When it comes to these types of systems, we need them up and running all the time to get the maximum productivity out of our workers. When a system is down you incur hard costs in the lost compensation that you must still pay the worker who cannot work as expected, and you also incur soft costs related to the employee’s inability to offer the highest levels of productivity. While soft costs are harder to determine, they are real and should be accounted for.
When evaluating your support vendors and their proposed products, you should ask some very important questions: <
How important is this particular piece of equipment to my operations? – A failed telephone system will shut down operations and make it impossible to generate new sales and service customers. A failed router will eliminate Internet access completely. A failed switch can render one or more devices on a network useless. A failed server can make access to all network resources impossible. Wouldn’t you be better off with a product with lower failure rates or the option of next business day replacement for five years instead of a short term warranty period can take a week before the defective unit is replaced?
What services are being introduced onto my network with this solution, and what benefits will I lose due to a system failure? We recently worked with a client who had more than 100 employees. While investigating an ERP implementation and evaluating network service providers, it became apparent during my conversations with them that this transition would mean that nearly $2500 dollars per hour in productivity would rely on three single points of failure. Even at 99.9% uptime over 5 years (their judgment of “extremely reliable”), that represents more than $400,000 in lost productivity. Once this number was known, it made sense to them to build redundancy into their systems to minimize disruption of operations due to lost Internet services and failed systems. Make sure that you determine critical vulnerabilities within your network solution and check to ensure that your prospective solution provider has taken reasonable steps to eliminate potential system failures.
Which solution provider offers me this best value? This is a difficult question answer, because solution providers almost never lend themselves for an “apples to apples” comparison. Every provider offers a different mix of products, service coverage, technical expertise, and price. I suggest making a chart, comparing each vendor against these criteria. Give each vender a score from 1 (best) to 10 (worst), based on how you feel each vendor can support your needs. Total each vendor’s numbers, with an eye on the lowest scores. Seriously pursue the top two or three vendors for consideration.

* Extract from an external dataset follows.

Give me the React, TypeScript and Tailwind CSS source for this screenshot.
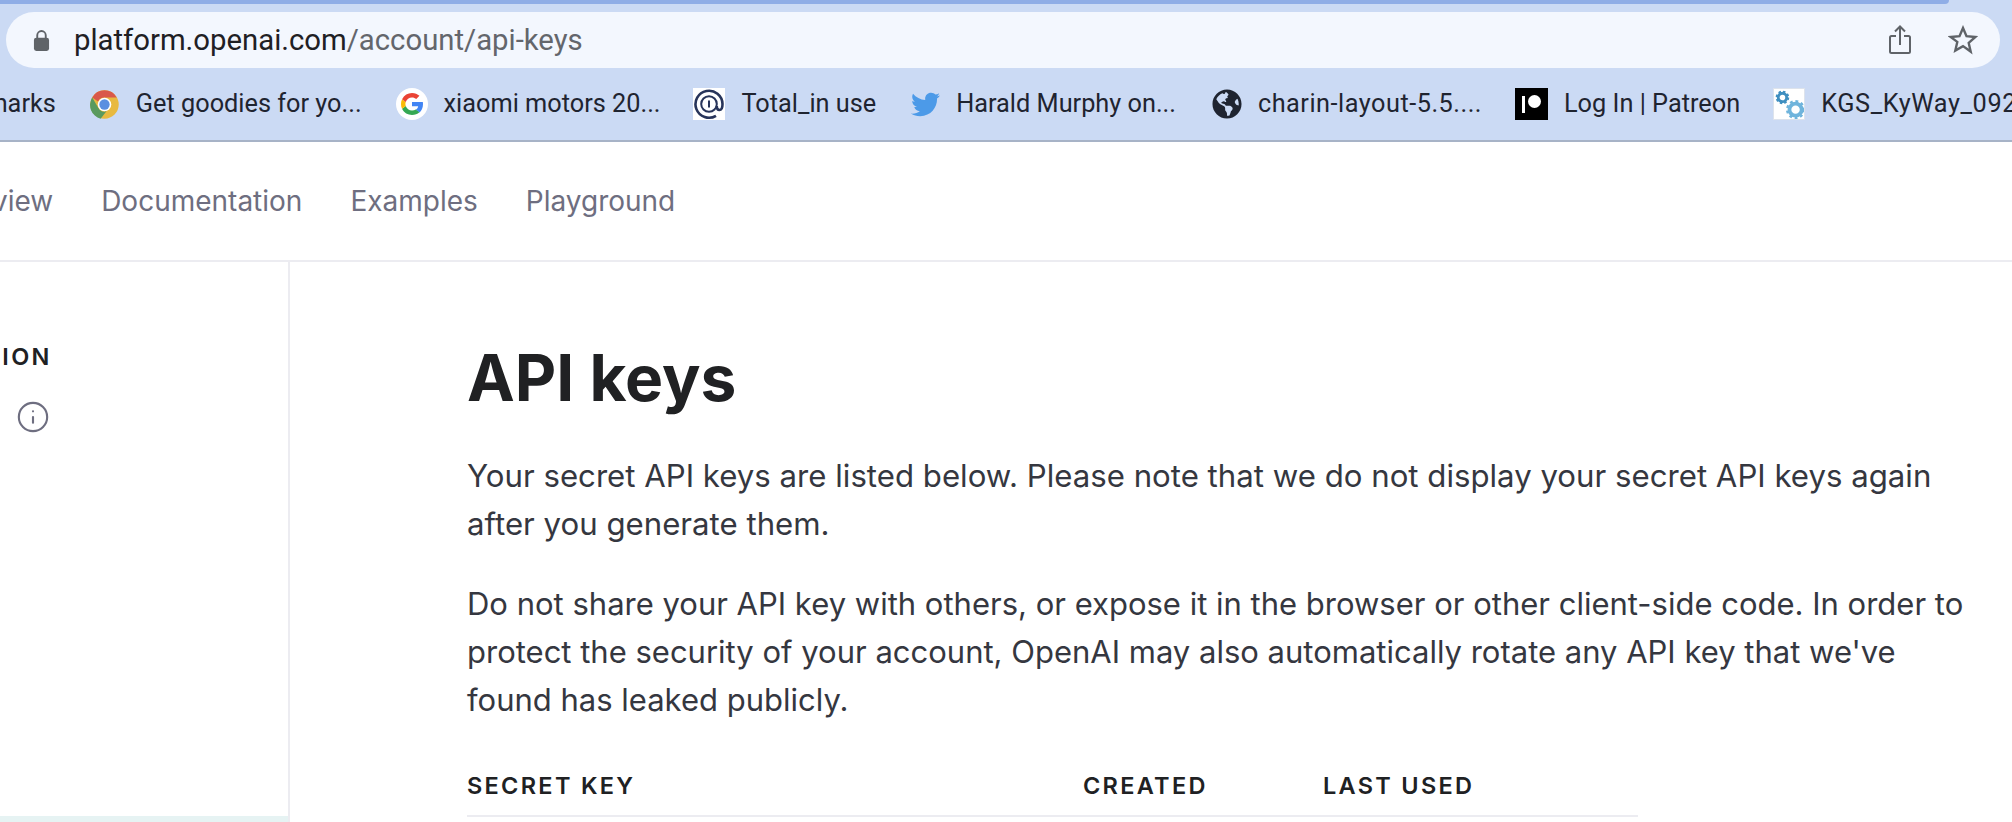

What is my total cost of ownership for a proposed solution? When making a Total Cost of Ownership calculation, hardware tends to be your lowest cost. Ongoing service costs should be in the middle of the expense paradigm, and service failures tend to cost you the most. As such, you should feel more comfortable investing in good hardware and better ongoing service to ensure high availability within your systems. And more reliable systems will not only reduce service failures but ongoing service costs, as well. It’s not uncommon to see that investing more in your solution right away will lead to a much lower Total Cost of Ownership when you factor in long term maintenance costs and the potential for service outages.
A very popular adage states “there’s more than one way to skin a cat.” In the same breath, it’s true that many solutions could do a good job in making your organization more profitable and efficient. The organizations that can determine the best solution of them all are the ones that will enjoy the greatest benefit and build the most competitive advantages over their peers. When evaluating your next solution or solution provider, make sure that you address these four key questions to help you make the best choice.